Opportunity with increasing brand segmentation
As developers look to increase supply to satisfy that curiously ever-growing demand, hotel companies like Marriott and Hilton are compelled to consider new approaches. Mature brands – like Courtyard by Marriott and Hampton by Hilton – are starting to become saturated in many major markets. Unlike Starbucks however, having two of the same hotel down the street from one another is not a viable option. The solution? Brand segmentation and spin-off soft brands. A perfect example of this approach is Wyndham Hotel Group, which issued a release to coincide with the 2017 Lodging Conference announcing the addition of another six hotels to its soft brand collection, bringing the total number of hotels in their soft brand portfolio to 61.
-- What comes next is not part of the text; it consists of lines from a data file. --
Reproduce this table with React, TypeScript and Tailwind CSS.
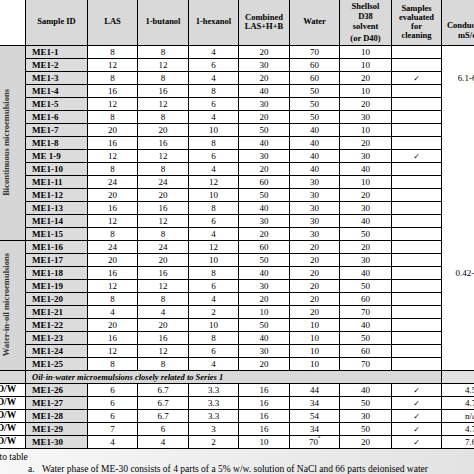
import React from 'react';

type Row = {
  id: string;
  vals: string[];
  check?: boolean;
};

const series1: Row[] = [
  { id: 'ME1-1', vals: ['8', '8', '4', '20', '70', '10'] },
  { id: 'ME1-2', vals: ['12', '12', '6', '30', '60', '10'] },
  { id: 'ME1-3', vals: ['8', '8', '4', '20', '60', '20'], check: true },
  { id: 'ME1-4', vals: ['16', '16', '8', '40', '50', '10'] },
  { id: 'ME1-5', vals: ['12', '12', '6', '30', '50', '20'] },
  { id: 'ME1-6', vals: ['8', '8', '4', '20', '50', '30'] },
  { id: 'ME1-7', vals: ['20', '20', '10', '50', '40', '10'] },
  { id: 'ME1-8', vals: ['16', '16', '8', '40', '40', '20'] },
  { id: 'ME 1-9', vals: ['12', '12', '6', '30', '40', '30'], check: true },
  { id: 'ME1-10', vals: ['8', '8', '4', '20', '40', '40'] },
  { id: 'ME1-11', vals: ['24', '24', '12', '60', '30', '10'] },
  { id: 'ME1-12', vals: ['20', '20', '10', '50', '30', '20'] },
  { id: 'ME1-13', vals: ['16', '16', '8', '40', '30', '30'] },
  { id: 'ME1-14', vals: ['12', '12', '6', '30', '30', '40'] },
  { id: 'ME1-15', vals: ['8', '8', '4', '20', '30', '50'] },
  { id: 'ME1-16', vals: ['24', '24', '12', '60', '20', '20'] },
  { id: 'ME1-17', vals: ['20', '20', '10', '50', '20', '30'] },
  { id: 'ME1-18', vals: ['16', '16', '8', '40', '20', '40'] },
  { id: 'ME1-19', vals: ['12', '12', '6', '30', '20', '50'] },
  { id: 'ME1-20', vals: ['8', '8', '4', '20', '20', '60'] },
  { id: 'ME1-21', vals: ['4', '4', '2', '10', '20', '70'] },
  { id: 'ME1-22', vals: ['20', '20', '10', '50', '10', '40'] },
  { id: 'ME1-23', vals: ['16', '16', '8', '40', '10', '50'] },
  { id: 'ME1-24', vals: ['12', '12', '6', '30', '10', '60'] },
  { id: 'ME1-25', vals: ['8', '8', '4', '20', '10', '70'] },
];

const related = [
  { id: 'ME1-26', vals: ['6', '6.7', '3.3', '16', '44', '40'], cond: '4.5' },
  { id: 'ME1-27', vals: ['6', '6.7', '3.3', '16', '34', '50'], cond: '4.7' },
  { id: 'ME1-28', vals: ['6', '6.7', '3.3', '16', '54', '30'], cond: 'n/a' },
  { id: 'ME1-29', vals: ['7', '6', '3', '16', '34', '50'], cond: '4.7' },
  { id: 'ME1-30', vals: ['4', '4', '2', '10', '70', '20'], cond: '7.6', sup: true },
];

// conductivity is merged over blocks of rows
const condSpans: Record<number, { span: number; text: string }> = {
  0: { span: 5, text: '6.1-6.4' },
  5: { span: 10, text: '' },
  15: { span: 5, text: '0.42-0.6' },
  20: { span: 5, text: '' },
};

const cell = 'border border-black text-center align-middle p-0';
const idCell = 'border border-black bg-[#dcdcdc] text-left pl-[6px] font-bold align-middle p-0';

const Check = () => <span className="text-[8px] font-['DejaVu_Sans',sans-serif]">✓</span>;

const App = () => {
  return (
    <div className="w-[474px] h-[474px] overflow-hidden bg-white text-black font-['Liberation_Serif',serif]">
      <div className="-mt-[3px] -ml-[13px] w-[512px]">
        <table className="table-fixed border-collapse w-[512px] leading-none">
          <colgroup>
            <col className="w-[38px]" />
            <col className="w-[62px]" />
            <col className="w-[50px]" />
            <col className="w-[51px]" />
            <col className="w-[50px]" />
            <col className="w-[51px]" />
            <col className="w-[50px]" />
            <col className="w-[52px]" />
            <col className="w-[50px]" />
            <col className="w-[58px]" />
          </colgroup>
          <thead>
            <tr className="h-[48px] text-[8.5px] font-bold">
              <th className="border-b border-r border-black bg-white"></th>
              <th className={`${cell} bg-[#d9d9d9]`}>Sample ID</th>
              <th className={`${cell} bg-[#d9d9d9]`}>LAS</th>
              <th className={`${cell} bg-[#d9d9d9]`}>1-butanol</th>
              <th className={`${cell} bg-[#d9d9d9]`}>1-hexanol</th>
              <th className={`${cell} bg-[#d9d9d9] leading-[9px]`}>
                Combined
                <br />
                LAS+H+B
              </th>
              <th className={`${cell} bg-[#d9d9d9]`}>Water</th>
              <th className={`${cell} bg-[#d9d9d9] leading-[10px]`}>
                Shellsol
                <br />
                D38
                <br />
                solvent
                <div className="mt-[2px]">(or D40)</div>
              </th>
              <th className={`${cell} bg-[#d9d9d9] leading-[9px]`}>
                Samples
                <br />
                evaluated
                <br />
                for
                <br />
                cleaning
              </th>
              <th className={`${cell} bg-[#d9d9d9] leading-[10px] pt-[16px]`}>
                Conductivity
                <br />
                mS/cm
              </th>
            </tr>
          </thead>
          <tbody className="text-[9px]">
            {series1.map((row, i) => (
              <tr key={row.id} className="h-[13px]">
                {i === 0 && (
                  <td rowSpan={15} className="border border-black bg-[#d6d6d6] text-center align-middle">
                    <span className="inline-block [writing-mode:vertical-rl] rotate-180 font-bold text-[8.5px] text-[#333]">
                      Bicontinuous microemulsions
                    </span>
                  </td>
                )}
                {i === 15 && (
                  <td rowSpan={10} className="border border-black bg-[#d6d6d6] text-center align-middle">
                    <span className="inline-block [writing-mode:vertical-rl] rotate-180 font-bold text-[8.5px] text-[#333]">
                      Water-in-oil microemulsions
                    </span>
                  </td>
                )}
                <td className={idCell}>{row.id}</td>
                {row.vals.map((v, j) => (
                  <td key={j} className={cell}>
                    {v}
                  </td>
                ))}
                <td className={cell}>{row.check && <Check />}</td>
                {condSpans[i] && (
                  <td
                    rowSpan={condSpans[i].span}
                    className="border-x border-black text-center align-middle p-0"
                  >
                    {condSpans[i].text}
                  </td>
                )}
              </tr>
            ))}
            <tr className="h-[13px]">
              <td className="border border-black bg-[#d9d9d9]"></td>
              <td colSpan={8} className="border border-black bg-[#d9d9d9] pl-[6px] text-left text-[8.5px] font-bold italic">
                Oil-in-water microemulsions closely related to Series 1
              </td>
              <td className="border border-black bg-[#e2e2e2]"></td>
            </tr>
            {related.map((row) => (
              <tr key={row.id} className="h-[13px]">
                <td className="border border-black bg-white text-center font-bold text-[9.5px]">O/W</td>
                <td className={idCell}>{row.id}</td>
                {row.vals.map((v, j) => (
                  <td key={j} className={cell}>
                    {v}
                    {row.sup && j === 4 && <sup className="text-[5px] align-super">a</sup>}
                  </td>
                ))}
                <td className={cell}>
                  <Check />
                </td>
                <td className={cell}>{row.cond}</td>
              </tr>
            ))}
          </tbody>
        </table>
        <div className="bg-gradient-to-r from-[#f8f8f8] to-[#e2e2e2] pt-[3px] pb-[10px] text-[9.5px] leading-[11px]">
          <div className="-ml-[12px]">Notes to table</div>
          <div className="flex mt-[1px]">
            <span className="w-[55px] pl-[41px]">a.</span>
            <span>Water phase of ME-30 consists of 4 parts of a 5% w/w. solution of NaCl and 66 parts deionised water</span>
          </div>
        </div>
      </div>
    </div>
  );
};

export default App;
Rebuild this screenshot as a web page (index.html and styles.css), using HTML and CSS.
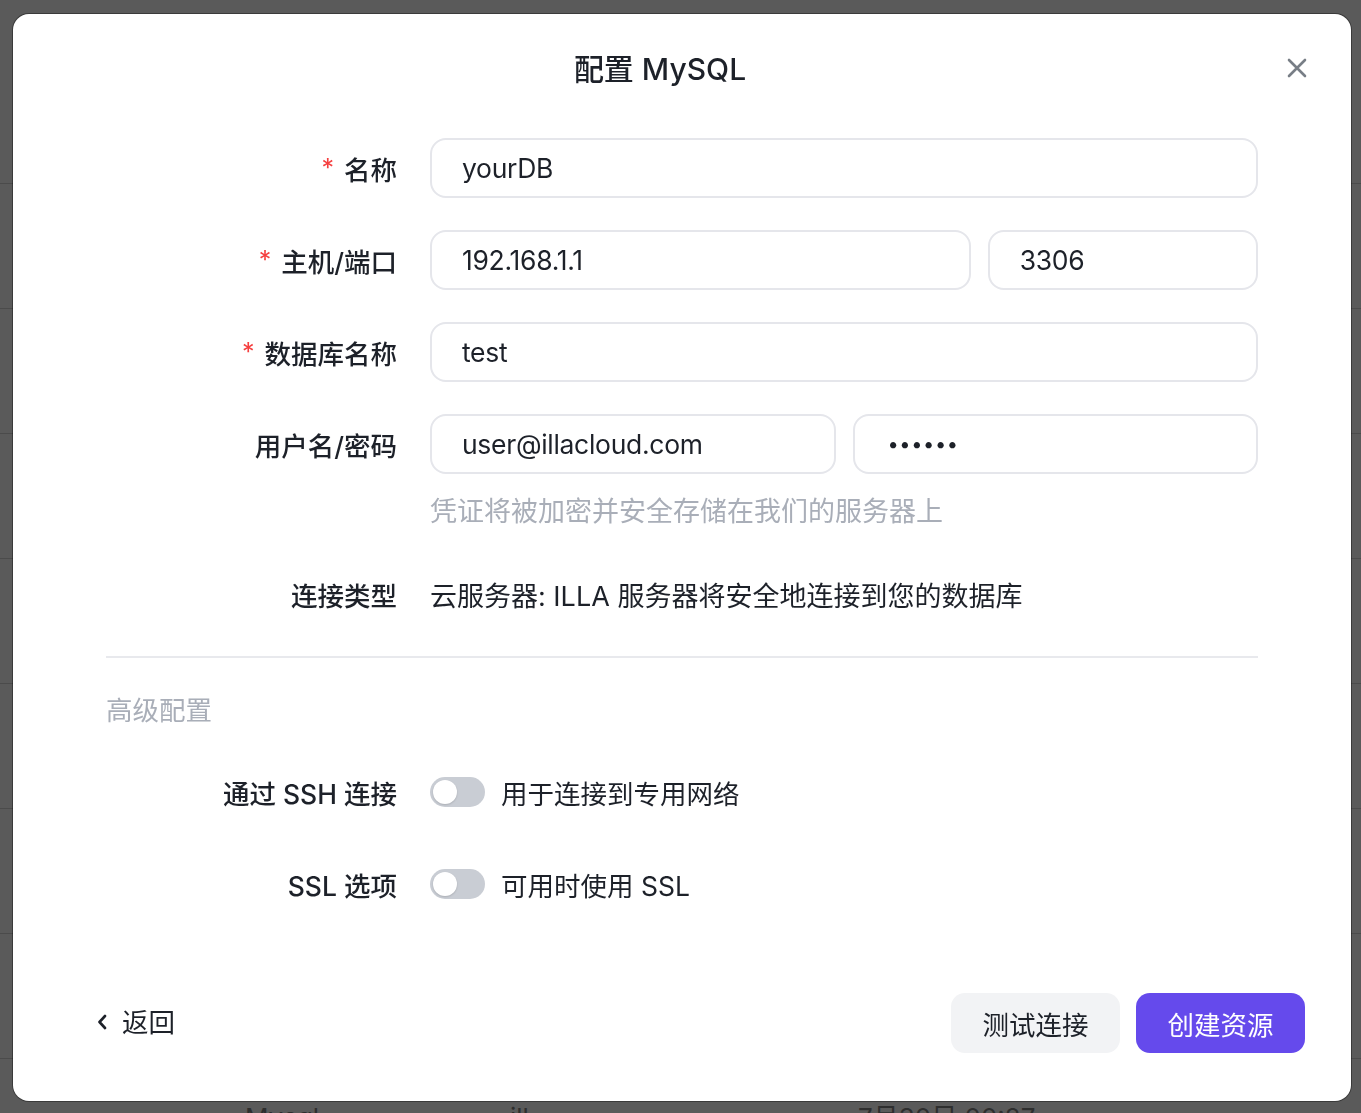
FILE: index.html
```html
<!DOCTYPE html>
<html lang="zh-CN">
<head>
<meta charset="utf-8">
<title>配置 MySQL</title>
<link rel="stylesheet" href="styles.css">
</head>
<body>
<div class="page">
  <div class="page-head"></div>
  <div class="page-row"></div>
  <div class="page-row"></div>
  <div class="page-row"></div>
  <div class="page-row"></div>
  <div class="page-row"></div>
  <div class="page-row"></div>
  <div class="page-row"></div>
  <div class="page-row page-row-text"><span class="cell cell-name">Mysql</span><span class="cell cell-type">ill</span><span class="cell cell-date">7月30日 00:27</span></div>
</div>

<div class="mask">
  <div class="modal">
    <header class="modal-header">
      <h1 class="modal-title">配置 MySQL</h1>
      <button class="close-btn" type="button" aria-label="关闭">
        <svg width="20" height="20" viewBox="0 0 20 20"><path d="M2 2 L18 18 M18 2 L2 18" stroke="#787e86" stroke-width="2.6" stroke-linecap="round" fill="none"/></svg>
      </button>
    </header>

    <div class="modal-body">
      <div class="form-grid">
        <div class="label"><span class="req">*</span>名称</div>
        <div class="ctrl"><input class="field" type="text" value="yourDB" readonly></div>

        <div class="label"><span class="req">*</span>主机/端口</div>
        <div class="ctrl ctrl-host">
          <input class="field" type="text" value="192.168.1.1" readonly>
          <input class="field" type="text" value="3306" readonly>
        </div>

        <div class="label"><span class="req">*</span>数据库名称</div>
        <div class="ctrl"><input class="field" type="text" value="test" readonly></div>

        <div class="label">用户名/密码</div>
        <div class="ctrl">
          <div class="ctrl-pair">
            <input class="field" type="text" value="user@illacloud.com" readonly>
            <input class="field field-pass" type="password" value="123456" readonly>
          </div>
          <div class="helper">凭证将被加密并安全存储在我们的服务器上</div>
        </div>

        <div class="label">连接类型</div>
        <div class="ctrl ctrl-text">云服务器: ILLA 服务器将安全地连接到您的数据库</div>
      </div>

      <div class="divider"></div>
      <div class="section-title">高级配置</div>

      <div class="form-grid form-grid-adv">
        <div class="label">通过 SSH 连接</div>
        <div class="ctrl ctrl-switch"><span class="switch"><span class="knob"></span></span><span>用于连接到专用网络</span></div>

        <div class="label">SSL 选项</div>
        <div class="ctrl ctrl-switch"><span class="switch"><span class="knob"></span></span><span>可用时使用 SSL</span></div>
      </div>
    </div>

    <footer class="modal-footer">
      <button class="back-btn" type="button">
        <svg width="10" height="16" viewBox="0 0 10 16"><path d="M8 2 L2.5 8 L8 14" stroke="#1d2129" stroke-width="2.6" stroke-linecap="round" stroke-linejoin="round" fill="none"/></svg>
        <span>返回</span>
      </button>
      <div class="actions">
        <button class="btn btn-gray" type="button">测试连接</button>
        <button class="btn btn-primary" type="button">创建资源</button>
      </div>
    </footer>
  </div>
</div>
</body>
</html>
```

FILE: styles.css
```css
* { box-sizing: border-box; }

html, body {
  margin: 0;
  padding: 0;
  height: 1113px;
  overflow: hidden;
}

body {
  background: #5a5a5a;
  font-family: "Inter", "Noto Sans CJK SC", sans-serif;
  color: #1d2129;
}

/* ---------- dimmed page behind ---------- */
.page {
  width: 100%;
  height: 1113px;
  overflow: hidden;
}
.page-head {
  height: 184px;
  border-bottom: 1px solid #4b4b4b;
}
.page-row {
  height: 125px;
  border-bottom: 1px solid #4b4b4b;
}
.page-row-text {
  display: flex;
  padding-top: 44px;
  font-size: 26px;
  line-height: 30px;
  color: #2e2e2e;
}
.cell-name { margin-left: 245px; width: 265px; }
.cell-type { width: 348px; }

/* ---------- overlay + modal ---------- */
.mask {
  position: fixed;
  inset: 0;
  padding: 14px 0 0 13px;
}

.modal {
  width: 1338px;
  height: 1087px;
  background: #ffffff;
  border-radius: 16px;
  box-shadow: 0 0 0 1px rgba(0, 0, 0, 0.35);
  display: flex;
  flex-direction: column;
}

.modal-header {
  height: 110px;
  display: grid;
  grid-template-columns: 1fr 46px;
  align-items: center;
  padding: 0 44px 0 46px;
}

.modal-title {
  margin: 0;
  text-align: center;
  font-size: 30px;
  font-weight: 500;
  line-height: 40px;
  color: #1d2129;
}

.close-btn {
  justify-self: end;
  width: 20px;
  height: 20px;
  padding: 0;
  border: 0;
  background: none;
  display: flex;
  margin-top: -3px;
}

.modal-body {
  padding: 14px 93px 0;
}

.form-grid {
  display: grid;
  grid-template-columns: 291px 828px;
  column-gap: 33px;
  row-gap: 32px;
}

.form-grid-adv {
  margin-top: 32px;
}

.label {
  height: 60px;
  display: flex;
  align-items: center;
  justify-content: flex-end;
  font-size: 26.5px;
  font-weight: 500;
  color: #1d2129;
  white-space: nowrap;
}

.req {
  color: #f53f3f;
  font-size: 25px;
  font-weight: 400;
  margin-right: 10px;
  position: relative;
  top: 0;
}

.ctrl-host {
  display: grid;
  grid-template-columns: 2fr 1fr;
  column-gap: 17px;
}

.ctrl-pair {
  display: grid;
  grid-template-columns: 1fr 1fr;
  column-gap: 17px;
}

.field {
  display: block;
  width: 100%;
  height: 60px;
  border: 2px solid #e5e6eb;
  border-radius: 16px;
  background: #ffffff;
  padding: 0 20px 0 30px;
  font-family: "Inter", "Noto Sans CJK SC", sans-serif;
  font-size: 26.5px;
  letter-spacing: -0.3px;
  color: #1d2129;
  outline: none;
}

.field-pass {
  font-size: 20px;
  letter-spacing: 0.6px;
  padding-left: 33px;
}

.helper {
  margin-top: 18px;
  line-height: 40px;
  font-size: 27px;
  color: #a9aeb8;
}

.ctrl-text {
  height: 60px;
  display: flex;
  align-items: center;
  font-size: 27px;
  color: #1d2129;
}

.divider {
  margin-top: 32px;
  height: 2px;
  background: #e8e9ed;
}

.section-title {
  margin-top: 32px;
  line-height: 40px;
  font-size: 26.5px;
  color: #a9aeb8;
}

.ctrl-switch {
  height: 60px;
  display: flex;
  align-items: center;
  gap: 16px;
  font-size: 26.5px;
  color: #1d2129;
}

.switch {
  width: 55px;
  height: 30px;
  border-radius: 15px;
  background: #c9cdd4;
  display: flex;
  align-items: center;
  padding: 0 3px;
  flex: none;
}

.knob {
  width: 24px;
  height: 24px;
  border-radius: 50%;
  background: #ffffff;
  box-shadow: 0 1px 2px rgba(0, 0, 0, 0.15);
}

/* ---------- footer ---------- */
.modal-footer {
  margin-top: auto;
  padding: 0 46px 48px 84px;
  display: flex;
  align-items: center;
  justify-content: space-between;
}

.back-btn {
  display: flex;
  align-items: center;
  gap: 15px;
  border: 0;
  background: none;
  padding: 0;
  font-family: "Inter", "Noto Sans CJK SC", sans-serif;
  font-size: 26.5px;
  line-height: 36px;
  color: #1d2129;
  margin-top: -3px;
}

.actions {
  display: flex;
  gap: 16px;
}

.btn {
  width: 169px;
  height: 60px;
  border: 0;
  border-radius: 14px;
  font-family: "Inter", "Noto Sans CJK SC", sans-serif;
  font-size: 26.5px;
  display: flex;
  align-items: center;
  justify-content: center;
}

.btn-gray {
  background: #f2f3f5;
  color: #1d2129;
}

.btn-primary {
  background: #654aec;
  color: #ffffff;
}
```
For 2018 and into 2019, underdeveloped minor markets can expect to see an increase in the number of select and limited service spin-off and soft brand projects. For hotel architects, designers, and builders, a de-emphasis of brand prototypes is expected – even for limited service properties – as developers look to provide a unique stay experience to differentiate their property from the hotel being built across the street.